Available data.

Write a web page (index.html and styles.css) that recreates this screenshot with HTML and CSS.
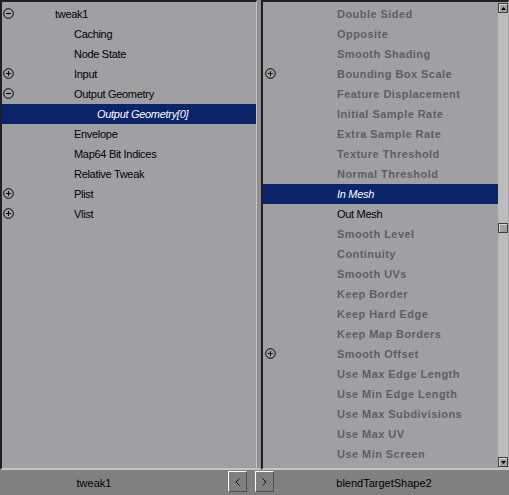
==
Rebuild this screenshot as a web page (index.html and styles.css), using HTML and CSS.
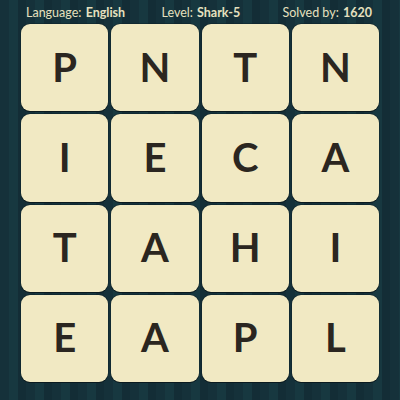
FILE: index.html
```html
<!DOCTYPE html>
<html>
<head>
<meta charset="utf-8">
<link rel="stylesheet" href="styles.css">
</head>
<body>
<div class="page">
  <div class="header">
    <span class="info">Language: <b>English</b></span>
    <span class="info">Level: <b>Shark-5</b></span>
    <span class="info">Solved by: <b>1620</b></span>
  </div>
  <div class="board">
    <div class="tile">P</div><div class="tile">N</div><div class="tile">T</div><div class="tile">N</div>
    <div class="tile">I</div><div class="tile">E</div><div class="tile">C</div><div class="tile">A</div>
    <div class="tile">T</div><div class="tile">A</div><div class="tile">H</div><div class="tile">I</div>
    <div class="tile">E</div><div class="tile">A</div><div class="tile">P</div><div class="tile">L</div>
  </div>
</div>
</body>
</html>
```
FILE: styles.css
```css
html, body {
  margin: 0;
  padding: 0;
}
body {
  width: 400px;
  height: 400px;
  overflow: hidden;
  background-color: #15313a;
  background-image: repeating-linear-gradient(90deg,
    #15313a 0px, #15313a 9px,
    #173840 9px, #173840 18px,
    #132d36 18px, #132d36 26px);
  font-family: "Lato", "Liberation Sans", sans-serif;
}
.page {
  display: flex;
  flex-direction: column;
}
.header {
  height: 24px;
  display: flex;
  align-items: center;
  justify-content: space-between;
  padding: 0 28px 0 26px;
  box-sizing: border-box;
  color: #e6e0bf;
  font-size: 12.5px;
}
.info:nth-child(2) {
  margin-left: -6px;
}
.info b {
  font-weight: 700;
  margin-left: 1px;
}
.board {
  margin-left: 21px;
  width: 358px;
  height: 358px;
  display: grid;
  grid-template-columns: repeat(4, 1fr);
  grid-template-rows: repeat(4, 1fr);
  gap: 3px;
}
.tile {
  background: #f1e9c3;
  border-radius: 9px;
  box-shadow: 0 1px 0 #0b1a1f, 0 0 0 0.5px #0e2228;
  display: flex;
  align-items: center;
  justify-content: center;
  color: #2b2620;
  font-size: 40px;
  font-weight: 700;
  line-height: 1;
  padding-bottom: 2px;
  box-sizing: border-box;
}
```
* * *
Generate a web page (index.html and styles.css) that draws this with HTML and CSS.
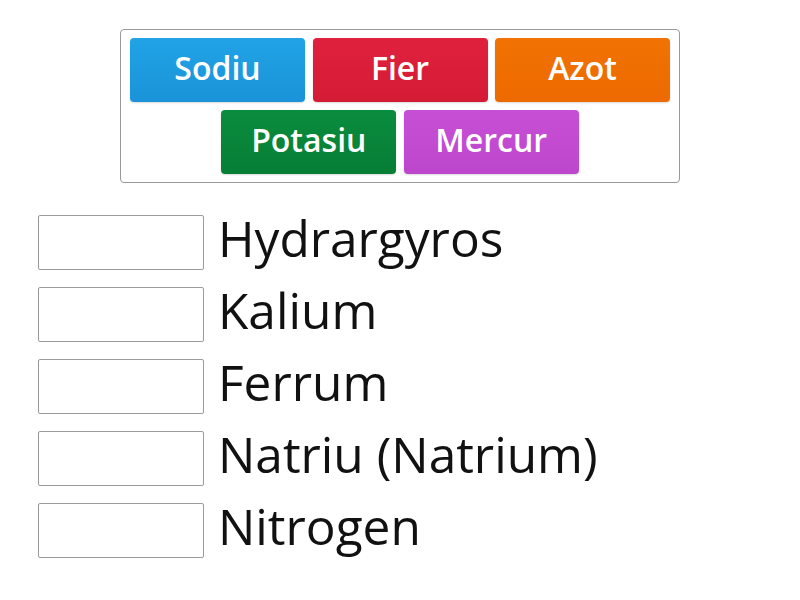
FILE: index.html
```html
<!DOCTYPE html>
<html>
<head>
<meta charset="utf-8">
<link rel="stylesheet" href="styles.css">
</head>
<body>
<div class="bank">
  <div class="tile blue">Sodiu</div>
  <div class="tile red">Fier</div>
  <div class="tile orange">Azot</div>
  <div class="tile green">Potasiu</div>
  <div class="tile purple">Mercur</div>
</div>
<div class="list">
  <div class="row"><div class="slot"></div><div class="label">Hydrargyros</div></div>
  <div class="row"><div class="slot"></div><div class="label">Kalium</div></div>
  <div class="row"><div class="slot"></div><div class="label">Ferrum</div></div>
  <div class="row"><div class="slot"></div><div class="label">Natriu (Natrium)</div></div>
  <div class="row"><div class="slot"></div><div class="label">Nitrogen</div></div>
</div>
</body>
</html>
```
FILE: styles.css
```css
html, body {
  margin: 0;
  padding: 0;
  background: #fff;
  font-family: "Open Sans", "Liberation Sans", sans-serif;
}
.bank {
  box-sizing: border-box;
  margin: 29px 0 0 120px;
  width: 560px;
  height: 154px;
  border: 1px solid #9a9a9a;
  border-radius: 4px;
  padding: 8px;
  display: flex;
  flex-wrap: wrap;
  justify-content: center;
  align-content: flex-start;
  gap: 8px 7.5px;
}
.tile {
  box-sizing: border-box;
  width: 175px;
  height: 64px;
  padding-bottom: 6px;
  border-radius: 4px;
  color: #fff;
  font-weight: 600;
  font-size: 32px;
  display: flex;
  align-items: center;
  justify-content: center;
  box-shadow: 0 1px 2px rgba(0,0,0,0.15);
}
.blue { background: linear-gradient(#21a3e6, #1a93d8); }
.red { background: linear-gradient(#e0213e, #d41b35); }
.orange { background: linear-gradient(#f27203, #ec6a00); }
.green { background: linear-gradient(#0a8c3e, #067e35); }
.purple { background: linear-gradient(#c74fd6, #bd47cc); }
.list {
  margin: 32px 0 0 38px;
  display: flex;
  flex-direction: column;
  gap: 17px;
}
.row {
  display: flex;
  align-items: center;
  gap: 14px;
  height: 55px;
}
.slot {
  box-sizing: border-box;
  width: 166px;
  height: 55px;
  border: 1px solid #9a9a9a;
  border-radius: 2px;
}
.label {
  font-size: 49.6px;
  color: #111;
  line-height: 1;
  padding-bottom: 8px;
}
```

Aim of the task. In the records, locate each line holding the string "this" and copy it.

Response to the task.
Write a web page (index.html and styles.css) that recreates this screenshot with HTML and CSS.
Rebuild this screenshot as a web page (index.html and styles.css), using HTML and CSS.
Generate a web page (index.html and styles.css) that draws this with HTML and CSS.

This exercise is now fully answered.